Dataset section:
(begin)

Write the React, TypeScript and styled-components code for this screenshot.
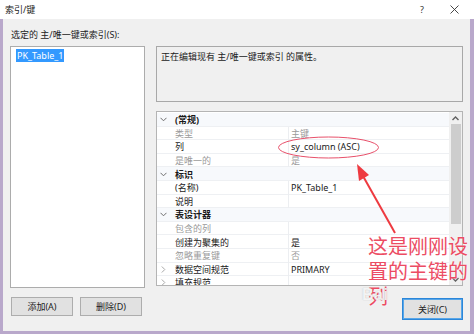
import React from "react";
import styled, { createGlobalStyle } from "styled-components";

const Global = createGlobalStyle`
  html, body { margin: 0; padding: 0; }
  body {
    background: #b9a8cb;
    font-family: "Noto Sans", "Noto Sans CJK SC", sans-serif;
    font-size: 9px;
    color: #1a1a1a;
  }
`;

const Window = styled.div`
  position: relative;
  width: 474px;
  height: 334px;
  display: flex;
  flex-direction: column;
  overflow: hidden;
  background: #b9a8cb;
`;

const TitleBar = styled.div`
  height: 19px;
  flex: none;
  background: #ffffff;
  display: flex;
  align-items: center;
  padding: 0 4px 0 5px;
  font-size: 9px;
  color: #222;
`;

const Title = styled.span`
  flex: 1;
`;

const TitleButton = styled.span`
  width: 32px;
  display: flex;
  justify-content: center;
  align-items: center;
  color: #333;
  font-size: 9px;
`;

const Body = styled.div`
  height: 312px;
  margin: 0 4px 0 3px;
  background: #f0f0f0;
  box-sizing: border-box;
  padding: 10px 7px 0 7px;
  display: flex;
  gap: 11px;
`;

const LeftCol = styled.div`
  width: 135px;
  display: flex;
  flex-direction: column;
`;

const RightCol = styled.div`
  flex: 1;
  display: flex;
  flex-direction: column;
`;

const Label = styled.div`
  height: 17px;
  line-height: 12px;
  padding-left: 1px;
  color: #222;
`;

const ListBox = styled.div`
  height: 242px;
  box-sizing: border-box;
  background: #fff;
  border: 1px solid #acacac;
  padding: 2px 5px;
`;

const Selected = styled.span`
  display: inline-block;
  background: #3399ff;
  color: #fff;
  padding: 0 1px;
  line-height: 13px;
`;

const ButtonRow = styled.div<{ $align?: string; $top: number }>`
  display: flex;
  gap: 7px;
  margin-top: ${(p) => p.$top}px;
  padding-left: 1px;
  justify-content: ${(p) => p.$align || "flex-start"};
`;

const Button = styled.div<{ $primary?: boolean; $h: number; $w: number }>`
  width: ${(p) => p.$w}px;
  height: ${(p) => p.$h}px;
  box-sizing: border-box;
  background: #e1e1e1;
  border: 1px solid ${(p) => (p.$primary ? "#2b86d9" : "#adadad")};
  box-shadow: ${(p) => (p.$primary ? "inset 0 0 0 1px #58a6e8" : "none")};
  display: flex;
  align-items: center;
  justify-content: center;
  color: #222;
`;

const DescBox = styled.div`
  height: 56px;
  box-sizing: border-box;
  border: 1px solid #a8a8a8;
  background: #f0f0f0;
  padding: 4px 4px;
  line-height: 12px;
  color: #222;
`;

const Grid = styled.div`
  margin-top: 9px;
  height: 175px;
  box-sizing: border-box;
  border: 1px solid #b4b4b4;
  background: #fff;
  display: flex;
  overflow: hidden;
`;

const Rows = styled.div`
  flex: 1;
  display: flex;
  flex-direction: column;
  padding-top: 1px;
`;

const Row = styled.div<{ $cat?: boolean }>`
  height: 13.6px;
  flex: none;
  display: grid;
  grid-template-columns: 12px 119px 1fr;
  background: ${(p) => (p.$cat ? "#f7f9fc" : "#ffffff")};
  box-shadow: inset 0 -1px 0 #eef0f3;
`;

const Margin = styled.div`
  display: flex;
  align-items: center;
  justify-content: center;
  padding-left: 1px;
`;

const Name = styled.div<{ $cat?: boolean; $dim?: boolean }>`
  display: flex;
  align-items: center;
  padding-left: 6px;
  font-weight: ${(p) => (p.$cat ? 700 : 400)};
  color: ${(p) => (p.$dim ? "#9a9a9a" : "#1a1a1a")};
  white-space: nowrap;
`;

const Value = styled.div<{ $dim?: boolean; $cat?: boolean }>`
  display: flex;
  align-items: center;
  padding-left: 2px;
  border-left: ${(p) => (p.$cat ? "none" : "1px solid #eceef1")};
  color: ${(p) => (p.$dim ? "#9a9a9a" : "#1a1a1a")};
  white-space: nowrap;
`;

const ScrollBar = styled.div`
  width: 13px;
  flex: none;
  background: #f0f0f0;
  display: flex;
  flex-direction: column;
  align-items: center;
`;

const ScrollArrow = styled.div`
  height: 12px;
  width: 100%;
  display: flex;
  align-items: center;
  justify-content: center;
  flex: none;
`;

const Thumb = styled.div`
  width: 10px;
  height: 100px;
  background: #cdcdcd;
  flex: none;
`;

const Track = styled.div`
  flex: 1;
`;

const Overlay = styled.svg`
  position: absolute;
  left: 0;
  top: 0;
  pointer-events: none;
`;

const Note = styled.div`
  position: absolute;
  left: 368px;
  top: 233px;
  width: 106px;
  font-family: "Noto Sans CJK SC", sans-serif;
  font-size: 20px;
  line-height: 25px;
  color: #ec4c63;
  text-shadow: 0 0 2px rgba(255, 255, 255, 0.8);
  pointer-events: none;
`;

const Watermark = styled.div`
  position: absolute;
  left: 362px;
  top: 286px;
  font-family: "Liberation Sans", sans-serif;
  font-size: 16px;
  font-weight: 700;
  color: rgba(255, 255, 255, 0.85);
  text-shadow: 0 0 1px rgba(120, 120, 120, 0.5);
  letter-spacing: 0.5px;
  pointer-events: none;
`;

const Down = () => (
  <svg width="7" height="5" viewBox="0 0 7 5">
    <polyline points="0.5,0.8 3.5,3.8 6.5,0.8" fill="none" stroke="#6e6e6e" strokeWidth="1" />
  </svg>
);
const RightChev = () => (
  <svg width="5" height="7" viewBox="0 0 5 7">
    <polyline points="0.8,0.5 3.8,3.5 0.8,6.5" fill="none" stroke="#a8a8a8" strokeWidth="1" />
  </svg>
);
const Up = () => (
  <svg width="7" height="5" viewBox="0 0 7 5">
    <polyline points="0.5,4 3.5,1 6.5,4" fill="none" stroke="#606060" strokeWidth="1.4" />
  </svg>
);
const DownS = () => (
  <svg width="7" height="5" viewBox="0 0 7 5">
    <polyline points="0.5,1 3.5,4 6.5,1" fill="none" stroke="#606060" strokeWidth="1.4" />
  </svg>
);

type R = { cat?: boolean; icon?: "down" | "right"; name: string; value?: string; dimName?: boolean; dimValue?: boolean };
const rows: R[] = [
  { cat: true, icon: "down", name: "(常规)" },
  { name: "类型", value: "主键", dimName: true, dimValue: true },
  { name: "列", value: "sy_column (ASC)" },
  { name: "是唯一的", value: "是", dimName: true, dimValue: true },
  { cat: true, icon: "down", name: "标识" },
  { name: "(名称)", value: "PK_Table_1" },
  { name: "说明", value: "" },
  { cat: true, icon: "down", name: "表设计器" },
  { name: "包含的列", value: "", dimName: true },
  { name: "创建为聚集的", value: "是" },
  { name: "忽略重复键", value: "否", dimName: true, dimValue: true },
  { icon: "right", name: "数据空间规范", value: "PRIMARY" },
  { icon: "right", name: "填充规范", value: "" },
];

export default function App() {
  return (
    <Window>
      <Global />
      <TitleBar>
        <Title>索引/键</Title>
        <TitleButton>?</TitleButton>
        <TitleButton>
          <svg width="9" height="9" viewBox="0 0 9 9">
            <path d="M0.5 0.5 L8.5 8.5 M8.5 0.5 L0.5 8.5" stroke="#333" strokeWidth="0.9" />
          </svg>
        </TitleButton>
      </TitleBar>
      <Body>
        <LeftCol>
          <Label>选定的 主/唯一键或索引(S):</Label>
          <ListBox>
            <Selected>PK_Table_1</Selected>
          </ListBox>
          <ButtonRow $top={9}>
            <Button $w={62} $h={19}>添加(A)</Button>
            <Button $w={62} $h={19}>删除(D)</Button>
          </ButtonRow>
        </LeftCol>
        <RightCol>
          <Label />
          <DescBox>正在编辑现有 主/唯一键或索引 的属性。</DescBox>
          <Grid>
            <Rows>
              {rows.map((r, i) => (
                <Row key={i} $cat={r.cat}>
                  <Margin>{r.icon === "down" ? <Down /> : r.icon === "right" ? <RightChev /> : null}</Margin>
                  <Name $cat={r.cat} $dim={r.dimName}>{r.name}</Name>
                  <Value $cat={r.cat} $dim={r.dimValue}>{r.value}</Value>
                </Row>
              ))}
            </Rows>
            <ScrollBar>
              <ScrollArrow><Up /></ScrollArrow>
              <Thumb />
              <Track />
              <ScrollArrow><DownS /></ScrollArrow>
            </ScrollBar>
          </Grid>
          <ButtonRow $top={12} $align="flex-end">
            <Button $primary $w={61} $h={22}>关闭(C)</Button>
          </ButtonRow>
        </RightCol>
      </Body>
      <Overlay width="474" height="334" viewBox="0 0 474 334">
        <ellipse cx="328.5" cy="147.5" rx="50" ry="10.5" fill="none" stroke="#e8506a" strokeWidth="1" />
        <line x1="395" y1="233" x2="363" y2="176" stroke="#ee3a40" strokeWidth="2" />
        <polygon points="357,164 359,181 369,175" fill="#ee3a40" />
      </Overlay>
      <Note>这是刚刚设置的主键的列</Note>
      <Watermark>Bai</Watermark>
    </Window>
  );
}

(end)

To do: Search the data for "components". Copy every line that has it.

The reply:
Write the React, TypeScript and styled-components code for this screenshot.
import styled, { createGlobalStyle } from "styled-components";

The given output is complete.